The fractious society was partly caused by a government plan to grow a Malay middle class following race riots in 1969. The bumiputera policy of promoting Malay rights grew the pool of educated Malays and Malay businessmen. But analysts say the policy also created a culture of entitlement among some Malays.
After the Low Yat incident, Umno leader and Cabinet minister Ismail Sabri Yaakob started Mara Digital Mall, a Malay-traders only information technology mall. It opened earlier this month and occupies a floor in a government-owned building. Mr Ismail now wants to set up similar IT malls nationwide using Mara, a government agency for helping bumiputera businesses.
Those who set up shop in the Mara mall are given rent-free kiosks for six months, followed by below- market-rate rents thereafter. On the ground, there are worries that small business disputes are twisted and infused with a racial slant.
"It's not about race," said jeweller May Choo, who operates in Kota Raya, referring to the cellphone fracas on Sunday. "It's unfortunate that some people are using the race card and painting things badly."
Deputy Prime Minister Ahmad Zahid Hamidi said on Wednesday: "If there is a misunderstanding or unhappiness that arises between them, then it should be dealt with as it is and nothing else. Racial or religious factors should not be dragged in."
A carpark attendant was jailed for four days for the Kota Raya brawl and fined RM1,800 (S$600) and two others are being held.

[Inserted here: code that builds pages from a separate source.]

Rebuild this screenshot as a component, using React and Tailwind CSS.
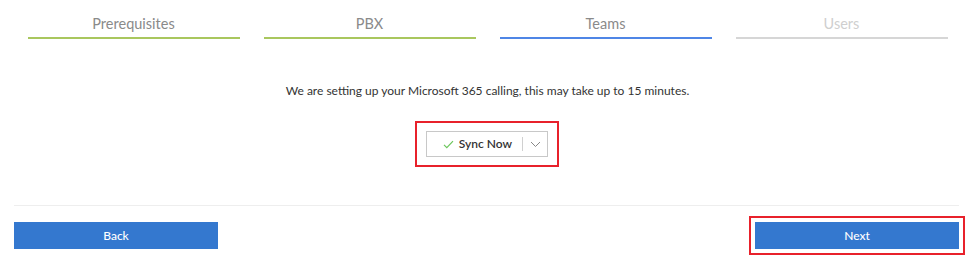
import React from 'react';

const steps = [
  { label: 'Prerequisites', bar: 'bg-[#a9c75e]', text: 'text-[#8a8a8a]' },
  { label: 'PBX', bar: 'bg-[#a9c75e]', text: 'text-[#8a8a8a]' },
  { label: 'Teams', bar: 'bg-[#4f86e6]', text: 'text-[#8a8a8a]' },
  { label: 'Users', bar: 'bg-[#d6d6d6]', text: 'text-[#cfcfcf]' }
];

const App = () => {
  return (
    <div className="w-[975px] h-[273px] bg-white font-['Lato',sans-serif] overflow-hidden">
      <div className="flex justify-center gap-[24px] pt-[13px]">
        {steps.map((s) => (
          <div key={s.label} className="w-[212px] flex flex-col items-center">
            <span className={`text-[14.5px] leading-[22px] ${s.text}`}>{s.label}</span>
            <div className={`mt-[2px] w-full h-[2px] ${s.bar}`} />
          </div>
        ))}
      </div>

      <p className="mt-[43px] text-center text-[12px] leading-[18px] text-[#333]">
        We are setting up your Microsoft 365 calling, this may take up to 15 minutes.
      </p>

      <div className="flex justify-center mt-[21px] ml-[-1px]">
        <div className="border-2 border-[#e8212b] w-[144px] h-[46px] flex items-center justify-center">
          <div className="flex items-center w-[122px] h-[26px] border border-[#c8c8c8] bg-white">
            <div className="flex-1 flex items-center justify-center gap-[5px] pl-[6px]">
              <svg width="11" height="9" viewBox="0 0 11 9" fill="none">
                <path d="M1 4.8 L3.8 7.6 L10 1.2" stroke="#6cc65c" strokeWidth="1.2" />
              </svg>
              <span className="text-[12px] font-semibold text-[#333]">Sync Now</span>
            </div>
            <div className="w-px h-[14px] bg-[#d0d0d0]" />
            <div className="w-[24px] flex items-center justify-center">
              <svg width="11" height="7" viewBox="0 0 11 7" fill="none">
                <path d="M1 1 L5.5 5.5 L10 1" stroke="#888" strokeWidth="1" />
              </svg>
            </div>
          </div>
        </div>
      </div>

      <div className="mx-[14px] mr-[16px] mt-[38px] h-px bg-[#eeeeee]" />

      <div className="flex justify-between items-center pl-[14px] pr-[10px] mt-[10px]">
        <button className="w-[204px] h-[27px] bg-[#3478cf] text-white text-[12px] font-medium">
          Back
        </button>
        <div className="border-2 border-[#e8212b] p-[4px]">
          <button className="block w-[204px] h-[27px] bg-[#3478cf] text-white text-[12px] font-medium">
            Next
          </button>
        </div>
      </div>
    </div>
  );
};

export default App;
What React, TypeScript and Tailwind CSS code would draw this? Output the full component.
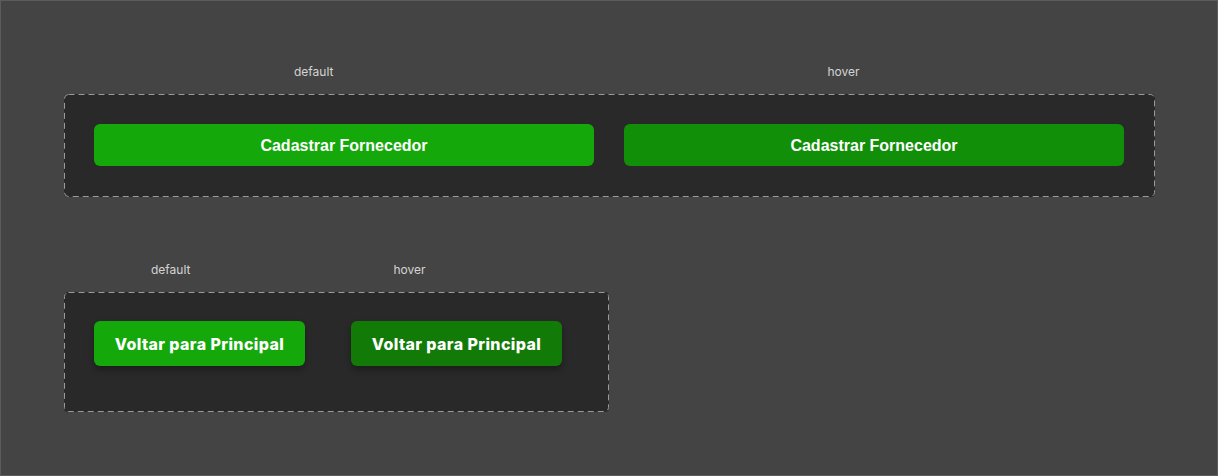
const DashedFrame = ({ w, h }: { w: number; h: number }) => (
  <svg className="absolute inset-0 pointer-events-none" width={w} height={h}>
    <rect x={0.5} y={0.5} width={w - 1} height={h - 1} rx={4} fill="none" stroke="#9a9a9a" strokeDasharray="6 4" />
  </svg>
);

const App = () => {
  return (
    <div className="w-[1218px] h-[476px] bg-[#444444] border border-[#5c5c5c] flex flex-col pl-[63px] font-['Inter',sans-serif]">
      {/* Cadastrar section */}
      <div className="flex mt-[63px] h-[16px] text-[12px] leading-[16px] text-[#d4d4d4]">
        <span className="ml-[230px]">default</span>
        <span className="ml-[494px]">hover</span>
      </div>
      <div className="relative mt-[14px] w-[1091px] h-[103px] rounded-[4px] bg-[#292929] flex gap-[30px] pl-[30px] pt-[30px]">
        <DashedFrame w={1091} h={103} />
        <button className="w-[500px] h-[42px] pt-[2px] rounded-[6px] bg-[#14a80a] text-white text-[16px] font-bold font-['Liberation_Sans',Arial,sans-serif]">
          Cadastrar Fornecedor
        </button>
        <button className="w-[500px] h-[42px] pt-[2px] rounded-[6px] bg-[#118f08] text-white text-[16px] font-bold font-['Liberation_Sans',Arial,sans-serif]">
          Cadastrar Fornecedor
        </button>
      </div>

      {/* Voltar section */}
      <div className="flex mt-[65px] h-[16px] text-[12px] leading-[16px] text-[#d4d4d4]">
        <span className="ml-[87px]">default</span>
        <span className="ml-[203px]">hover</span>
      </div>
      <div className="relative mt-[14px] w-[545px] h-[120px] rounded-[4px] bg-[#292929] flex gap-[46px] pl-[30px] pt-[29px]">
        <DashedFrame w={545} h={120} />
        <button className="w-[211px] h-[45px] rounded-[6px] bg-[#14a80a] text-white text-[16px] font-extrabold tracking-[0.4px] shadow-[0_4px_6px_rgba(0,0,0,0.3)]">
          Voltar para Principal
        </button>
        <button className="w-[211px] h-[45px] rounded-[6px] bg-[#127a07] text-white text-[16px] font-extrabold tracking-[0.4px] shadow-[0_4px_6px_rgba(0,0,0,0.3)]">
          Voltar para Principal
        </button>
      </div>
    </div>
  );
};

export default App;
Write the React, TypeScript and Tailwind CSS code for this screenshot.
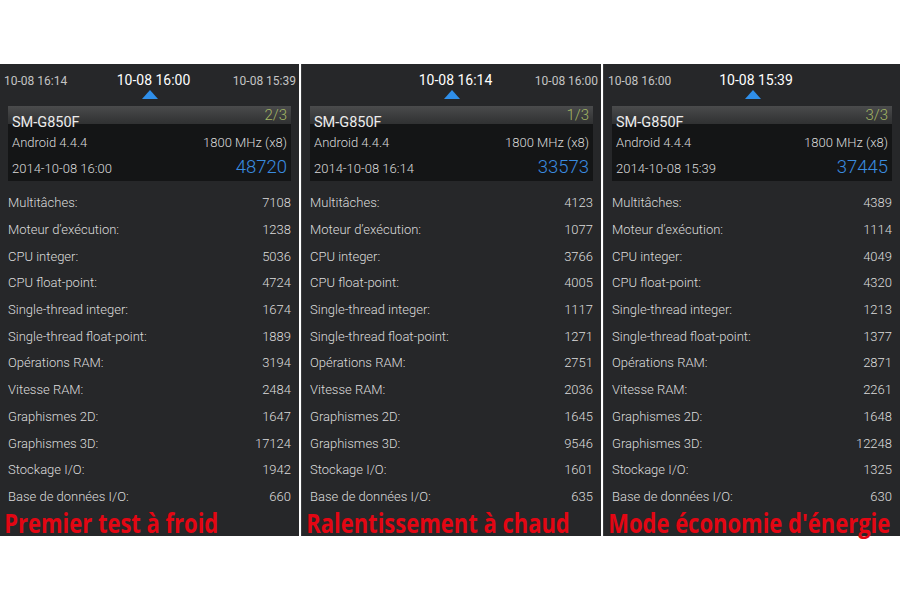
import React from "react";

type Panel = {
  left?: string;
  center: string;
  right?: string;
  rank: string;
  date: string;
  score: string;
  values: string[];
  caption: string;
  width: string;
};

const labels = [
  "Multitâches:",
  "Moteur d\u2019exécution:",
  "CPU integer:",
  "CPU float-point:",
  "Single-thread integer:",
  "Single-thread float-point:",
  "Opérations RAM:",
  "Vitesse RAM:",
  "Graphismes 2D:",
  "Graphismes 3D:",
  "Stockage I/O:",
  "Base de données I/O:",
];

const panels: Panel[] = [
  {
    left: "10-08 16:14",
    center: "10-08 16:00",
    right: "10-08 15:39",
    rank: "2/3",
    date: "2014-10-08 16:00",
    score: "48720",
    values: ["7108", "1238", "5036", "4724", "1674", "1889", "3194", "2484", "1647", "17124", "1942", "660"],
    caption: "Premier test à froid",
    width: "w-[299px]",
  },
  {
    center: "10-08 16:14",
    right: "10-08 16:00",
    rank: "1/3",
    date: "2014-10-08 16:14",
    score: "33573",
    values: ["4123", "1077", "3766", "4005", "1117", "1271", "2751", "2036", "1645", "9546", "1601", "635"],
    caption: "Ralentissement à chaud",
    width: "w-[300px]",
  },
  {
    left: "10-08 16:00",
    center: "10-08 15:39",
    rank: "3/3",
    date: "2014-10-08 15:39",
    score: "37445",
    values: ["4389", "1114", "4049", "4320", "1213", "1377", "2871", "2261", "1648", "12248", "1325", "630"],
    caption: "Mode économie d'énergie",
    width: "w-[297px]",
  },
];

function PanelView({ p, edge }: { p: Panel; edge: boolean }) {
  return (
    <div
      className={`${p.width} h-[472px] bg-[#262729] flex flex-col ${edge ? "border-l border-[#3a3b3d]" : ""}`}
      style={{ fontFamily: "Roboto, 'Noto Sans', sans-serif" }}
    >
      {/* header */}
      <div className="h-[43px] flex flex-col">
        <div className="flex items-end h-[25px] pb-[2px]">
          <div className="w-[90px] pl-[4px] text-[12px] text-[#c4c4c4] leading-none">{p.left ?? ""}</div>
          <div className="flex-1 text-center pl-[8px] text-[14px] text-white leading-none">{p.center}</div>
          <div className="w-[90px] pr-[3px] text-right text-[12px] text-[#c4c4c4] leading-none">{p.right ?? ""}</div>
        </div>
        <div className="flex justify-center pt-[1px] pl-[1px]">
          <svg width="16" height="9" viewBox="0 0 16 9">
            <polygon points="8,0 16,9 0,9" fill="#2f8fea" />
          </svg>
        </div>
      </div>
      {/* card */}
      <div className="mx-[8px] h-[76px] bg-[#141516] flex flex-col relative font-light">
        <div className="absolute left-0 right-0 top-0 h-[18px] bg-gradient-to-b from-[#4a4b4c] to-[#303132]" />
        <div className="relative flex justify-between items-start px-[4px] pt-[2px]">
          <span className="text-[14.5px] text-[#ececec] mt-[8px] leading-none font-normal">SM-G850F</span>
          <span className="text-[15px] text-[#a4b865] leading-none pr-[0px]">{p.rank}</span>
        </div>
        <div className="relative flex justify-between px-[4px] mt-[5px] text-[13px] text-[#dadada] leading-none">
          <span>Android 4.4.4</span>
          <span>1800 MHz (x8)</span>
        </div>
        <div className="relative flex justify-between items-end px-[4px] mt-[9px] leading-none">
          <span className="text-[13px] text-[#dadada] pb-[1px]">{p.date}</span>
          <span className="text-[18.5px] text-[#3a8ce0]">{p.score}</span>
        </div>
      </div>
      {/* rows */}
      <div className="flex flex-col mt-[9px] px-[8px] font-light">
        {labels.map((l, i) => (
          <div key={l} className="h-[26.7px] flex items-center justify-between text-[13px] text-[#dcdcdc]">
            <span>{l}</span>
            <span>{p.values[i]}</span>
          </div>
        ))}
      </div>
      <div
        className="pl-[5px] h-[26px] text-[26px] font-bold text-[#e30613] leading-[26px] whitespace-nowrap origin-left scale-x-[0.845]"
        style={{ fontFamily: "'Open Sans', sans-serif" }}
      >
        {p.caption}
      </div>
    </div>
  );
}

export default function App() {
  return (
    <div className="w-[900px] h-[600px] bg-white pt-[64px]">
      <div className="flex gap-[2px]">
        {panels.map((p, i) => (
          <PanelView key={i} p={p} edge={i > 0} />
        ))}
      </div>
    </div>
  );
}
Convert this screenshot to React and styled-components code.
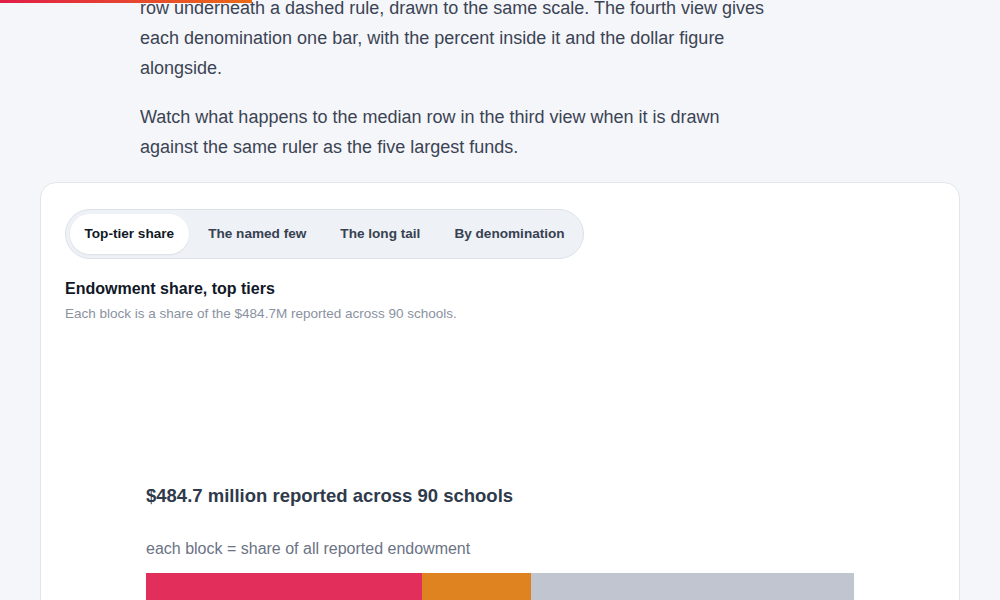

Other Malay groups have now jumped in and are blaming Chinese traders for "cheating". They include Islamic group Isma and the Muslim Consumers Association. This could worsen the multi-ethnic cracks, analysts say. "Of course, if left unchecked it would certainly escalate," said Dr Oh Ei Sun, senior fellow at S. Rajaratnam School of International Studies in Singapore.
There are worries that the more aggressive Malay voices are becoming louder, as mainstream Umno leaders keep to the sidelines.
"Whenever there's a power struggle at the highest level, you'll see racial politics being played," said Dr Oh. "It distracts people from the political troubles at the top."